Health Data Code API
Background
Bridge users save health data about themselves and then interact with that data through Bridge, to learn more about their medication conditions, and to contribute that data to researchers doing compelling research on their community. The data they save must be anonymous (you should not be able to derive whose data it is if you were able to break into the database), while all the records from an individual need to be related so that researchers can look at a set of records and know they describe one individual.
Toward this end, we propose assigning a "health data code" to each participant, probably scoped to an individual study. (Note: for reasons, we're not supposed to refer to Bridge participants as "patients", so we talk about health data codes here, not patient codes.) The code will be used when creating records, not any other identifier for that user.

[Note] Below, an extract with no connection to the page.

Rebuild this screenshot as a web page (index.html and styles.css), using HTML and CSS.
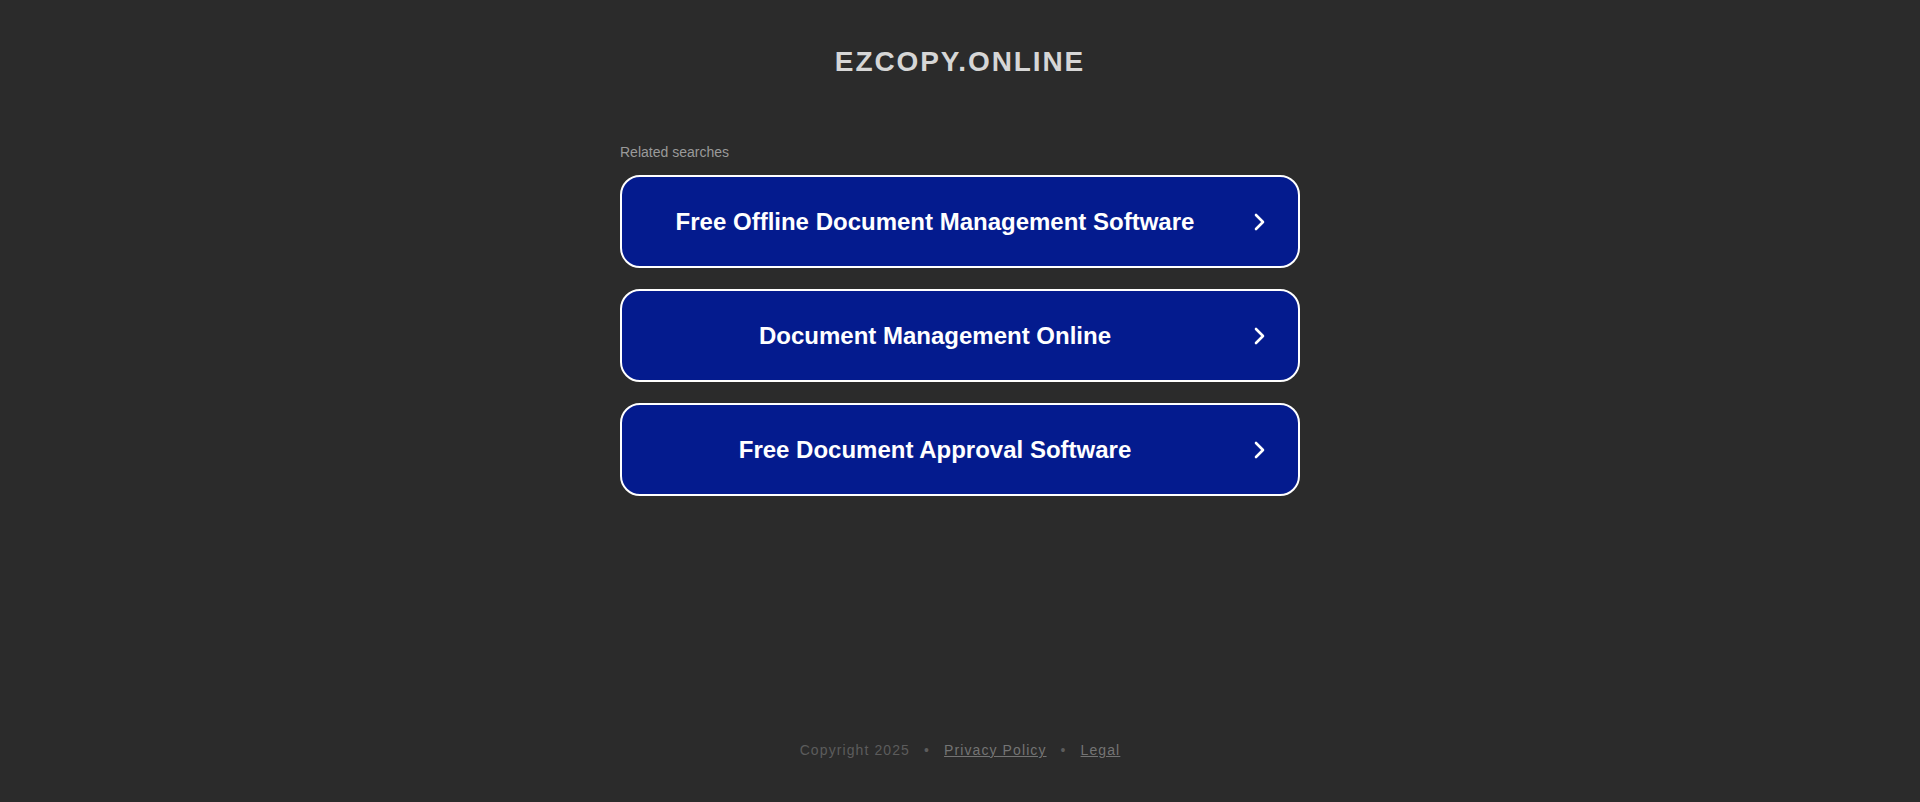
FILE: index.html
```html
<!DOCTYPE html>
<html lang="en">
<head>
<meta charset="utf-8">
<title>ezcopy.online</title>
<link rel="stylesheet" href="styles.css">
</head>
<body>
<div class="page">
  <header class="site-header">
    <h1 class="domain">EZCOPY.ONLINE</h1>
  </header>
  <main class="searches">
    <p class="searches-label">Related searches</p>
    <ul class="search-list">
      <li><a class="search-btn" href="#"><span class="search-text">Free Offline Document Management Software</span><svg class="chevron" viewBox="0 0 24 24" width="24" height="24"><path d="M9 5l7 7-7 7"/></svg></a></li>
      <li><a class="search-btn" href="#"><span class="search-text">Document Management Online</span><svg class="chevron" viewBox="0 0 24 24" width="24" height="24"><path d="M9 5l7 7-7 7"/></svg></a></li>
      <li><a class="search-btn" href="#"><span class="search-text">Free Document Approval Software</span><svg class="chevron" viewBox="0 0 24 24" width="24" height="24"><path d="M9 5l7 7-7 7"/></svg></a></li>
    </ul>
  </main>
  <footer class="site-footer">
    <span class="copy">Copyright 2025</span>
    <span class="dot">•</span>
    <a class="foot-link" href="#">Privacy Policy</a>
    <span class="dot">•</span>
    <a class="foot-link" href="#">Legal</a>
  </footer>
</div>
</body>
</html>
```
FILE: styles.css
```css
html, body {
  margin: 0;
  padding: 0;
  background: #2b2b2b;
  font-family: "Liberation Sans", Arial, sans-serif;
}

.page {
  height: 802px;
  display: flex;
  flex-direction: column;
  align-items: center;
}

.site-header {
  padding-top: 45px;
}

.domain {
  margin: 0;
  font-size: 28px;
  line-height: 34px;
  font-weight: bold;
  letter-spacing: 1.9px;
  color: #d6d6d6;
}

.searches {
  width: 680px;
  margin-top: 65px;
}

.searches-label {
  margin: 0 0 15px;
  font-size: 14px;
  line-height: 16px;
  color: #9a9a9a;
}

.search-list {
  list-style: none;
  margin: 0;
  padding: 0;
  display: flex;
  flex-direction: column;
  gap: 21px;
}

.search-btn {
  box-sizing: border-box;
  height: 93px;
  display: flex;
  align-items: center;
  padding: 0 27px 0 1px;
  background: #041b8e;
  border: 2px solid #ffffff;
  border-radius: 20px;
  color: #ffffff;
  text-decoration: none;
}

.search-text {
  flex: 1;
  text-align: center;
  font-size: 24px;
  font-weight: bold;
}

.chevron {
  flex: none;
  fill: none;
  stroke: #ffffff;
  stroke-width: 2.6;
  stroke-linecap: round;
  stroke-linejoin: round;
}

.site-footer {
  margin-top: auto;
  margin-bottom: 44px;
  font-size: 14px;
  letter-spacing: 1.1px;
  color: #5c5c5c;
  display: flex;
  gap: 14px;
}

.dot {
  color: #5c5c5c;
}

.foot-link {
  color: #747474;
}
```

This API is to generate a code to record anonymous health data records as part of Bridge. These codes must have the following properties:
- Given a base string and a given user, it should always return the same string code;
- Like any strong hash, it should not be possible to determine the original user from the code;
- We wish to have the ability to change a given code that is returned by the API in the event the Bridge data is compromised. This doesn't have to be efficient or easy, just possible.

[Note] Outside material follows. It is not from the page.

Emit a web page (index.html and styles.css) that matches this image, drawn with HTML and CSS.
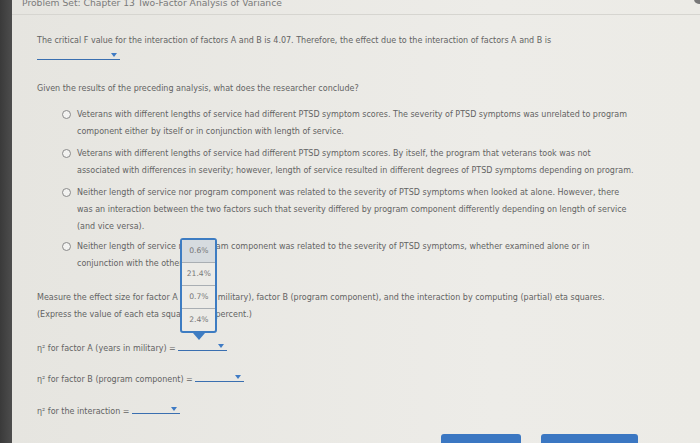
FILE: index.html
```html
<!DOCTYPE html>
<html>
<head>
<meta charset="utf-8">
<link rel="stylesheet" href="styles.css">
</head>
<body>
<div class="frame">
  <div class="strip"></div>
  <div class="page">
    <div class="header"><span class="title">Problem Set: Chapter 13 Two-Factor Analysis of Variance</span><span class="dot"></span></div>
    <div class="content">
      <p class="p1">The critical F value for the interaction of factors A and B is 4.07. Therefore, the effect due to the interaction of factors A and B is</p>
      <div class="line dd-line"><span class="dd dd1"><span class="tri"></span></span></div>
      <p class="q">Given the results of the preceding analysis, what does the researcher conclude?</p>
      <div class="opt o1"><span class="radio"></span><span class="otext">Veterans with different lengths of service had different PTSD symptom scores. The severity of PTSD symptoms was unrelated to program<br>component either by itself or in conjunction with length of service.</span></div>
      <div class="opt o2"><span class="radio"></span><span class="otext">Veterans with different lengths of service had different PTSD symptom scores. By itself, the program that veterans took was not<br>associated with differences in severity; however, length of service resulted in different degrees of PTSD symptoms depending on program.</span></div>
      <div class="opt o3"><span class="radio"></span><span class="otext">Neither length of service nor program component was related to the severity of PTSD symptoms when looked at alone. However, there<br>was an interaction between the two factors such that severity differed by program component differently depending on length of service<br>(and vice versa).</span></div>
      <div class="opt o4"><span class="radio"></span><span class="otext">Neither length of service nor program component was related to the severity of PTSD symptoms, whether examined alone or in<br>conjunction with the other.</span></div>
      <p class="measure">Measure the effect size for factor A (years in military), factor B (program component), and the interaction by computing (partial) eta squares.<br>(Express the value of each eta squared as a percent.)</p>
      <div class="line eta ea">η² for factor A (years in military) = <span class="dd dda"><span class="tri"></span>
        <span class="popup">
          <span class="item sel">0.6%</span>
          <span class="item">21.4%</span>
          <span class="item">0.7%</span>
          <span class="item">2.4%</span>
          <span class="pointer"></span>
        </span>
      </span></div>
      <div class="line eta eb">η² for factor B (program component) = <span class="dd ddb"><span class="tri"></span></span></div>
      <div class="line eta ei">η² for the interaction = <span class="dd ddi"><span class="tri"></span></span></div>
    </div>
    <div class="buttons">
      <span class="btn b1"></span>
      <span class="btn b2"></span>
    </div>
  </div>
</div>
</body>
</html>
```
FILE: styles.css
```css
html, body {
  margin: 0;
  padding: 0;
  width: 700px;
  height: 443px;
  overflow: hidden;
  background: #e8e7e2;
}
body {
  font-family: "DejaVu Sans", Verdana, sans-serif;
  color: #636363;
  font-size: 8px;
}
.frame {
  display: flex;
  height: 443px;
}
.strip {
  width: 12px;
  background: linear-gradient(to right, #3a3a3a, #4d4d4d);
  flex: none;
}
.page {
  flex: 1;
  display: flex;
  flex-direction: column;
  background: linear-gradient(to right, #e6e5e0, #edece8 70%, #ecebe6);
}
.header {
  height: 14px;
  border-bottom: 1px solid #d6d5d0;
  overflow: hidden;
  padding-left: 10px;
  display: flex;
  justify-content: space-between;
  flex: none;
}
.title {
  display: block;
  font-size: 9.2px;
  line-height: 10px;
  margin-top: -2px;
  color: #7a7a7a;
}
.dot {
  width: 10px;
  height: 10px;
  border-radius: 50%;
  background: #777;
  margin-top: -6px;
  margin-right: -4px;
}
.content {
  padding-left: 25px;
  flex: 1;
  line-height: 17px;
}
p { margin: 0; }
.p1 { margin-top: 18px; line-height: 16px; }
.line { height: 17px; }
.dd {
  display: inline-block;
  position: relative;
  vertical-align: baseline;
  height: 10px;
  border-bottom: 1px solid #3a6fb0;
}
.dd1 { width: 83px; }
.dda { width: 49px; }
.ddb { width: 49px; }
.ddi { width: 48px; }
.tri {
  position: absolute;
  right: 3px;
  top: 4px;
  width: 0;
  height: 0;
  border-left: 3.5px solid transparent;
  border-right: 3.5px solid transparent;
  border-top: 4px solid #3f7bc4;
}
.q { margin-top: 14px; }
.opt {
  display: flex;
  padding-left: 25px;
  margin-top: 5px;
}
.o1 { margin-top: 9px; }
.o4 { margin-top: 3px; }
.radio {
  flex: none;
  width: 7px;
  height: 7px;
  border: 1px solid #8a8a8a;
  border-radius: 50%;
  margin-top: 4px;
  margin-right: 6px;
  background: #f2f2f0;
}
.measure { margin-top: 17px; }
.ea { margin-top: 17px; }
.eb { margin-top: 14px; }
.ei { margin-top: 15px; }
.popup {
  position: absolute;
  left: 2px;
  bottom: 17px;
  width: 33px;
  border: 2px solid #3d7cc2;
  border-radius: 3px;
  background: #ecebe7;
  display: flex;
  flex-direction: column;
  line-height: 22px;
  font-size: 7.6px;
}
.item {
  text-align: center;
  border-top: 1px solid #a9aeb3;
  color: #777;
  height: 22px;
}
.item:first-child { border-top: none; }
.sel { background: #d6dbdf; }
.pointer {
  position: absolute;
  left: 11px;
  bottom: -9px;
  width: 0;
  height: 0;
  border-left: 6px solid transparent;
  border-right: 6px solid transparent;
  border-top: 7px solid #3d7cc2;
}
.buttons {
  height: 9px;
  display: flex;
  gap: 20px;
  padding-left: 429px;
  flex: none;
}
.btn {
  display: block;
  height: 12px;
  background: #3b77c2;
  border-radius: 3px 3px 0 0;
}
.b1 { width: 80px; }
.b2 { width: 97px; }
```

Since Bridge uses Synapse for user authentication, it has no information about users in its data stores, and putting the health data code API in Synapse would keep it that way (it is a very small API). It can also leverage some of the password hashing code that already exists in Synapse.
API
URL | HTTP type | Description |
---|---|---|
/auth/healthdata/code | POST | {"base": "baseValue", "provisionalSeed": "seedValue"} Given a base String and a specific user, always return the same health data code (a hash of some kind). The seed property is optional; if submitted, the patient code returned will use that seed value without persisting it (see the other method call). If not, the private seed for a user will be used. A first seed will be generated on demand within Synapse, and persisted (much like the current password hashing seed), if necessary. |
/auth/healthdata/seed | POST | {"seed": "seedValue"} Submit a new seed value that will be persisted for this user, and used when sending back new patient codes. |
Resetting Health Data Codes
If the Bridge system were compromised, or a specific user wished to reset his or her password, we would initiate a worker process (on behalf of that user) that goes through all the studies, finding any health data codes that exist for the current user. When found, the /code post would be made with a new seed, and a new patient code would be generated to update those rows in DynamoDB (re-create and then delete). Once all rows were verified as updated, the /seed post would be made to set the new seed as the seed for future patient codes. The Bridge worker would be responsible for transactionality and reliability of finishing the update (not Synapse).
Security
Outside of this process of resetting the seed, the seed used to create the health data code is not passed through the API. The first seed will be generated on demand within Synapse, so in the normal case, the seed on which the hashing function depends would never be exposed through the API. None of the information about the user's patient codes would be available in Bridge. To compromise these codes, someone would need to gain access to both the Bridge and Synapse persistence stores. This is not quite as secure as a the password hash in Synapse (because that is based on an unknown password), but should ensure anonymity for Bridge health data given the constraint that these codes need to be stable.
Changes to Synapse
- New end-to-end code for the two REST calls, probably drawing on existing code to create password hashes and the like
- A new column in the N table, "health data code salt" (Wherever the password salt is persisted).